For many institutional investors, BTC is a high-volatility diversification asset rather than a longer-term store of value. Hence, in periods of uncertainty, it enters and exits funds along with other high-volatility assets, with risk reduction taking precedence over the need for diversification. The size of institutional flows entering and exiting the market has a greater impact on BTC’s price than the accumulation activity of longer-term investors, tying BTC’s performance to that of the market as a whole.

These heathens are now moving the market, while the old hodlers clutch onto their coins like a rosary that keeps getting smaller and smaller. Even the pure crypto institutions are often levered up the ass to traditional banks and sometimes they have to sell. Even laser-eyed zealots like Michael Saylor (and Microstrategy) have been hit by margin calls and they either have to sell or put up collateral.

Far from being “a purely peer-to-peer version of electronic cash”, Bitcoin is now almost purely institutional speculation. And we know how that goes. Hence it’s crashing along with everything else.

Decentralized Finance

Bitcoin is crashing worse than everything because it has other problems beyond Wall Street.
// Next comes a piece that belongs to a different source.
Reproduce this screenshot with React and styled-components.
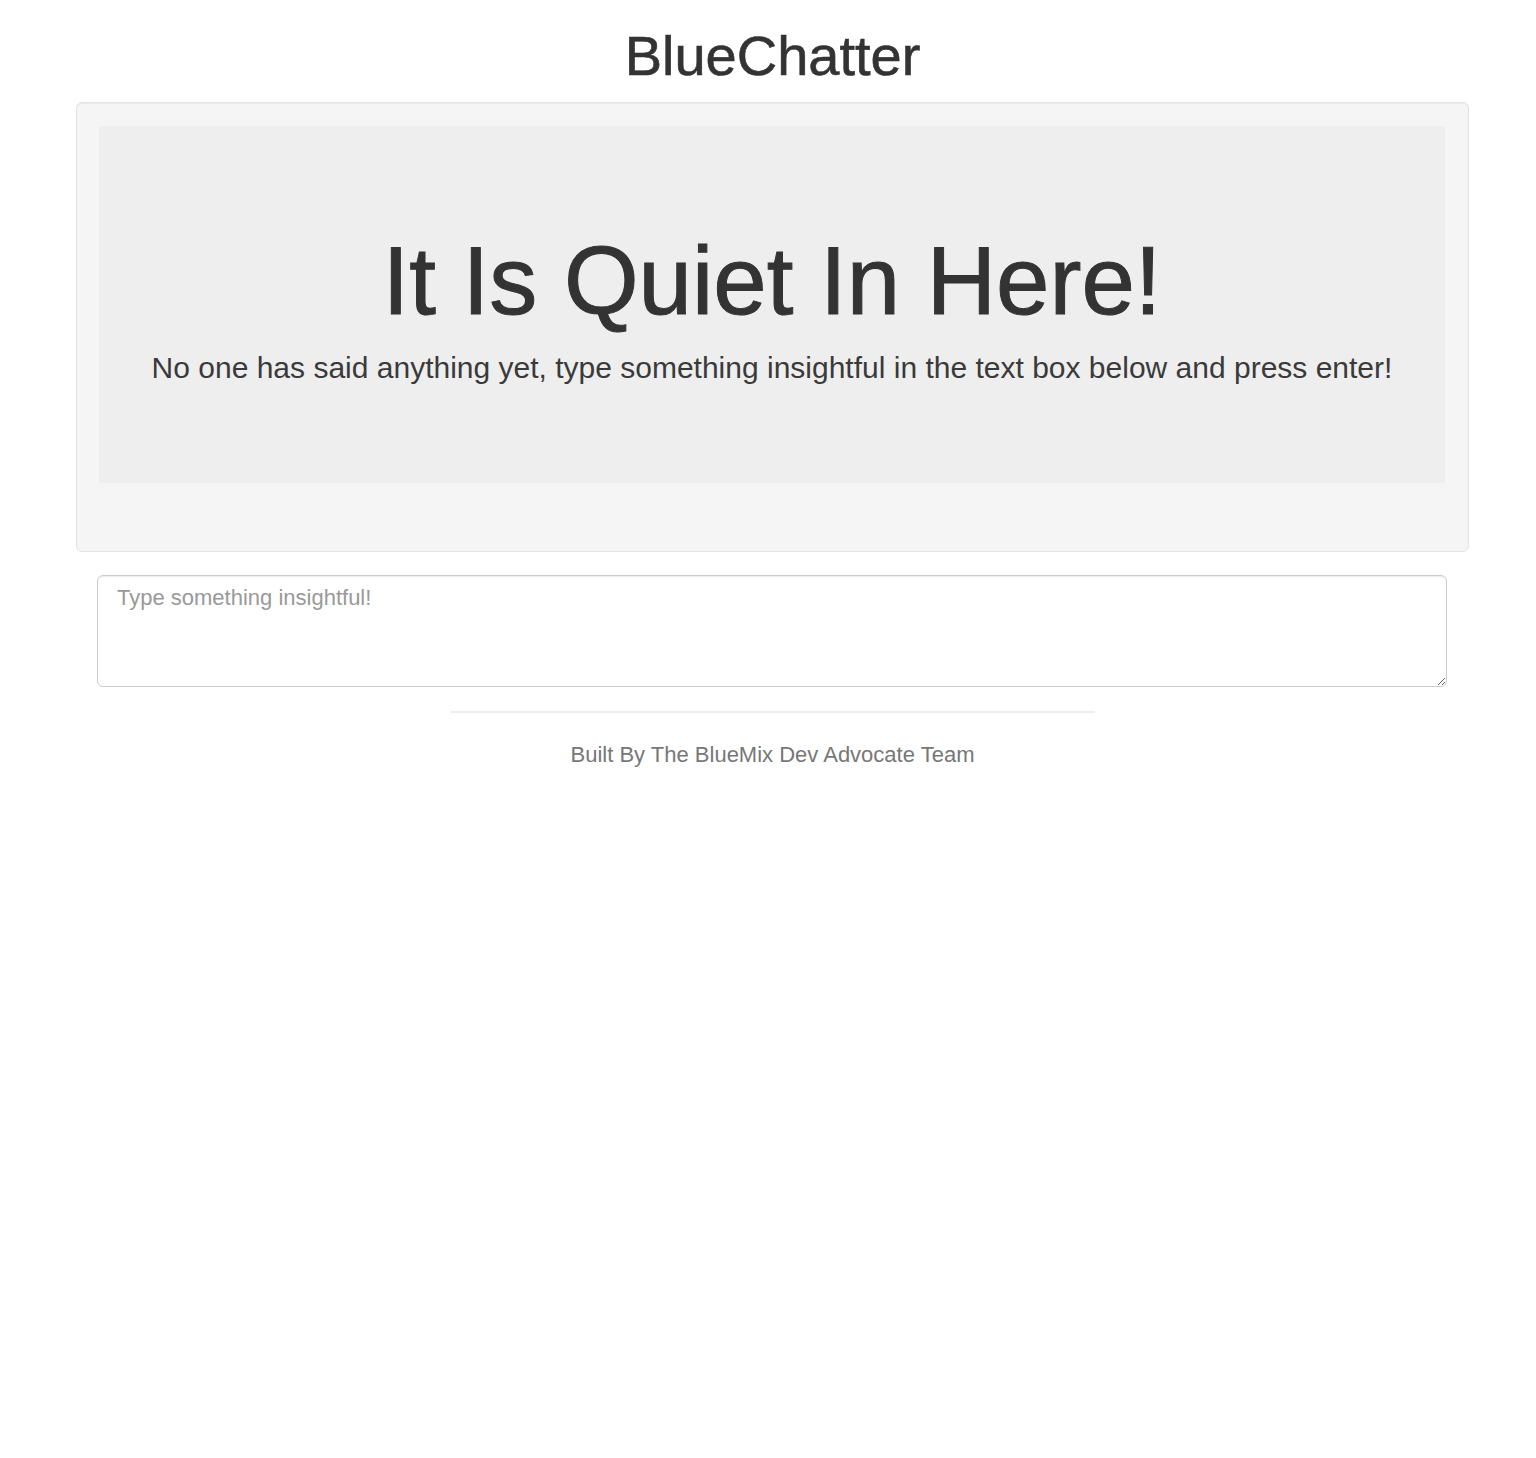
import React from 'react';
import styled, { createGlobalStyle } from 'styled-components';

const GlobalStyle = createGlobalStyle`
  html, body {
    margin: 0;
    padding: 0;
    background: #ffffff;
  }
  body {
    font-family: "Liberation Sans", Arial, Helvetica, sans-serif;
    color: #333333;
  }
  * {
    box-sizing: border-box;
  }
`;

const Page = styled.div`
  padding: 0 67px 40px 76px;
`;

const Title = styled.h1`
  margin: 0;
  padding-top: 25px;
  font-size: 56px;
  font-weight: 400;
  line-height: 62px;
  text-align: center;
  color: #333333;
  -webkit-text-stroke: 0.6px #333333;
`;

const Well = styled.div`
  margin-top: 15px;
  padding: 23px 23px 68px 22px;
  background: #f5f5f5;
  border: 1px solid #e3e3e3;
  border-radius: 6px;
  box-shadow: inset 0 1px 1px rgba(0, 0, 0, 0.05);
`;

const Jumbotron = styled.div`
  padding: 102px 20px 93px;
  background: #eeeeee;
  text-align: center;
`;

const Heading = styled.h2`
  margin: 0;
  font-size: 96px;
  font-weight: 400;
  line-height: 106px;
  color: #333333;
  -webkit-text-stroke: 1px #333333;
`;

const Lead = styled.p`
  margin: 11px 0 0;
  font-size: 30px;
  font-weight: 300;
  line-height: 45px;
  white-space: nowrap;
  color: #3a3a3a;
`;

const MessageBox = styled.textarea`
  display: block;
  width: calc(100% - 43px);
  height: 112px;
  margin: 23px 22px 0 21px;
  padding: 7px 19px;
  font-family: "Liberation Sans", Arial, Helvetica, sans-serif;
  font-size: 22px;
  line-height: 30px;
  color: #555555;
  background: #ffffff;
  border: 1px solid #cccccc;
  border-radius: 6px;
  box-shadow: inset 0 1px 1px rgba(0, 0, 0, 0.075);
  &::placeholder {
    color: #999999;
  }
  &:focus {
    outline: none;
  }
`;

const Rule = styled.hr`
  width: 645px;
  margin: 24px auto 0;
  border: 0;
  border-top: 2px solid #eeeeee;
`;

const Footer = styled.p`
  margin: 27px 0 0;
  font-size: 22px;
  line-height: 30px;
  text-align: center;
  color: #777777;
`;

export default function App() {
  return (
    <>
      <GlobalStyle />
      <Page>
        <Title>BlueChatter</Title>
        <Well>
          <Jumbotron>
            <Heading>It Is Quiet In Here!</Heading>
            <Lead>
              No one has said anything yet, type something insightful in the text box below and press enter!
            </Lead>
          </Jumbotron>
        </Well>
        <MessageBox placeholder="Type something insightful!" />
        <Rule />
        <Footer>Built By The BlueMix Dev Advocate Team</Footer>
      </Page>
    </>
  );
}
Dumbasses from the old neighborhood are bringing it down as well. Other crypto-currencies, dubious crypto banks, NFTs, outright scams; a run anywhere can start a run on Bitcoin itself.

As Tupac said,

And I never get to lay back
’Cause I always got to worry ‘bout the payback
Some buck that I roughed up way back
Coming back after all these years
“Rat-a-tat-tat-tat-tat!” That’s the way it is

Bitcoin was so successful that it spawned a million copycats, dozens of exchanges, and an entire ecosystem to rival Wall Street in unscrupulousness. Now a crash among any of those fuckers can provoke a run on the whole place, and often does.

For example, the crash of the UST ‘stable’ coin and Luna coin was bad for Bitcoin. The run on the crypto bank Celsius directly affected them. When even Binance paused withdrawals, it spooked the silly out of everyone. One shot and all you see is asses and elbows running, and right now it’s shot’s all around. It’s not a question of whether something will cause a run. It’s which one.
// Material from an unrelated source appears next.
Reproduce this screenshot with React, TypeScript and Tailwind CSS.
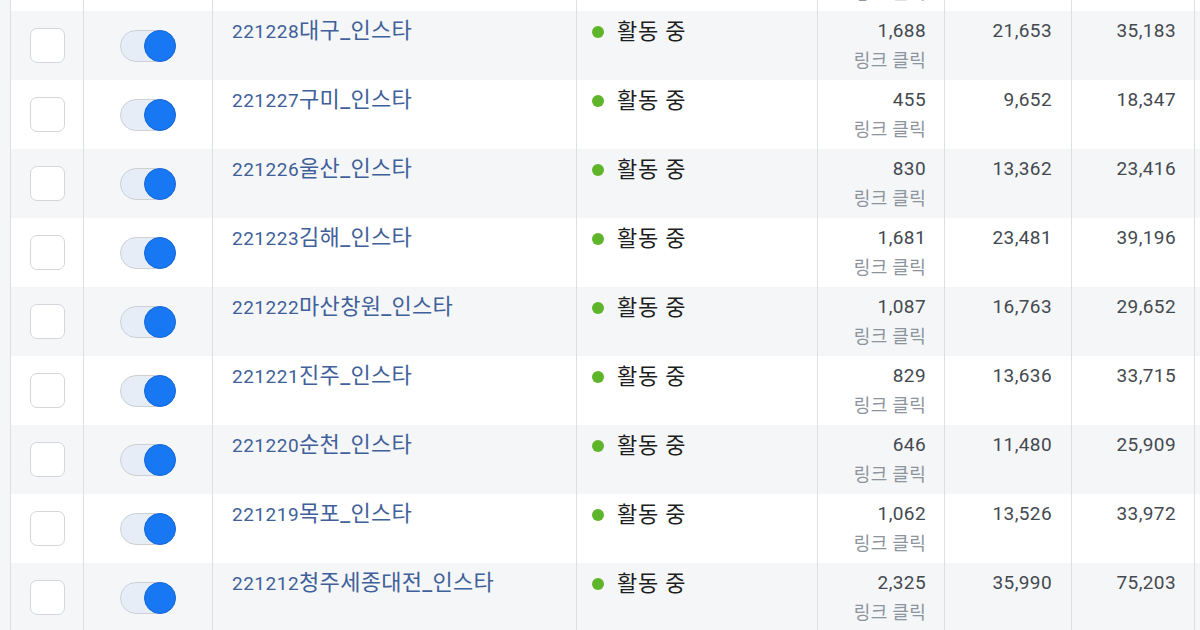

Getting Your Ass Handed To You

Hence Bitcoin is beset by risk on all sides. From its new asshole friends on Wall Street and from its old asshole friends from the hood. From the Feds it swore it would never fuck with to the crooks it was supposed to be engineered around. Bitcoin was supposed to an algorithmic ark to escape this very collapse, but instead they’re the first fuckers underwater. Honestly, it’s embarrassing.

Note that this isn’t a condemnation of Bitcoin or crypto itself. I think it’s bullshit as much as I think the joint stock company is bullshit. Every religion was once a cult. I also don’t think this will kill crypto, or even Bitcoin. I consider crypto artificial life (just like corporations) and as Jeff Goldblum says in Jurassic Park, “life finds a way.” Nature is always killing off most of what it creates, and Bitcoin’s regular 80% purges are evolutionarily ordinary.

My point is just that by whatever measure Bitcoin has been called a success, it’s failing now. It’s losing money, it’s in bed with the same jackals it was supposed to be overthrowing, and it’s waiting on the Fed to announce interest rates like all those ‘TradFi’ fools. Meanwhile, it’s spawned a new ecosystem of grifters and crooks, unleashed upon desperate individuals just trying to make it through.

It’s sad because underneath all the crypto greed is a real need. People were making nothing on their savings while big banks gambled for billions and got bailed out by the government. Meanwhile, people lost their homes and jobs and became debt peons for life. Printing your own money and saying fuck you was really appealing, but now everyone is even more fucked.

It’s hard because Bitcoin is also a religion for people—it gives them hope—but what’s happened is like when Christianity was adopted by Rome. That iconoclastic, anarchic faith ended up more Roman than Christian. In the same way, Bitcoin is ending up more Finance than Decentralized Finance, and it’s collapsing along with the rest of Imperium.